Highly Permeable Fluorinated Polymer Nanocomposites for Plasmonic Hydrogen Sensing.

Hydrogen (H ₂ ) sensors that can be produced en masse with cost-effective manufacturing tools are critical for enabling safety in the emerging hydrogen economy. The use of melt-processed nanocomposites in this context would allow the combination of the advantages of plasmonic hydrogen detection with polymer technology; an approach which is held back by the slow diffusion of H ₂ through the polymer matrix.

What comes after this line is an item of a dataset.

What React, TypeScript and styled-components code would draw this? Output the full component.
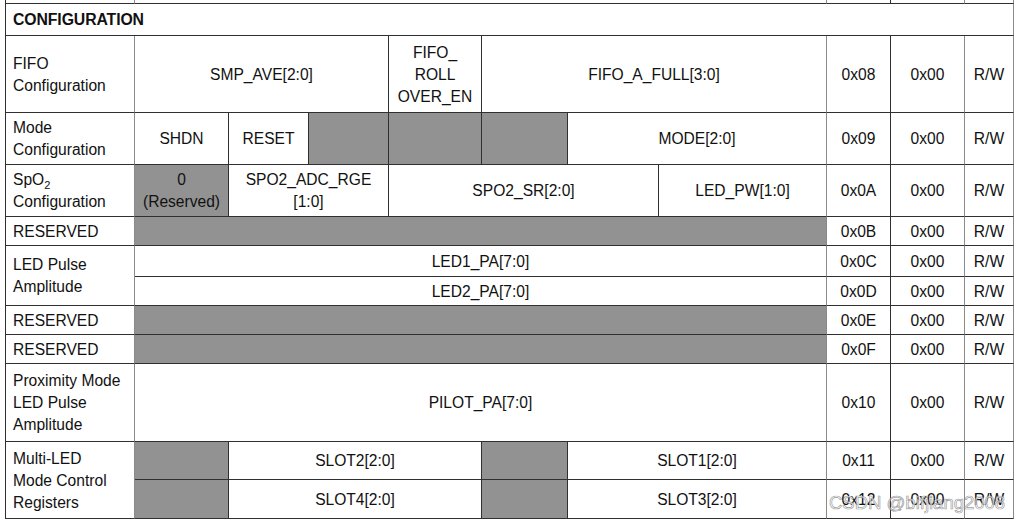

Here, we show that the use of an amorphous fluorinated polymer, compounded with colloidal Pd nanoparticles prepared by highly scalable continuous flow synthesis, results in nanocomposites that display a high H ₂ diffusion coefficient in the order of 10 ^-5 cm ² s ^-1 . As a result, plasmonic optical hydrogen detection with melt-pressed fluorinated polymer nanocomposites is no longer limited by the diffusion of the H ₂ analyte to the Pd nanoparticle transducer elements, despite a thickness of up to 100 μm, thereby enabling response times as short as 2.5 s at 100 mbar (≡10 vol. %) H ₂ . Evidently, plasmonic sensors with a fast response time can be fabricated with thick, melt-processed nanocomposites, which paves the way for a new generation of robust H ₂ sensors.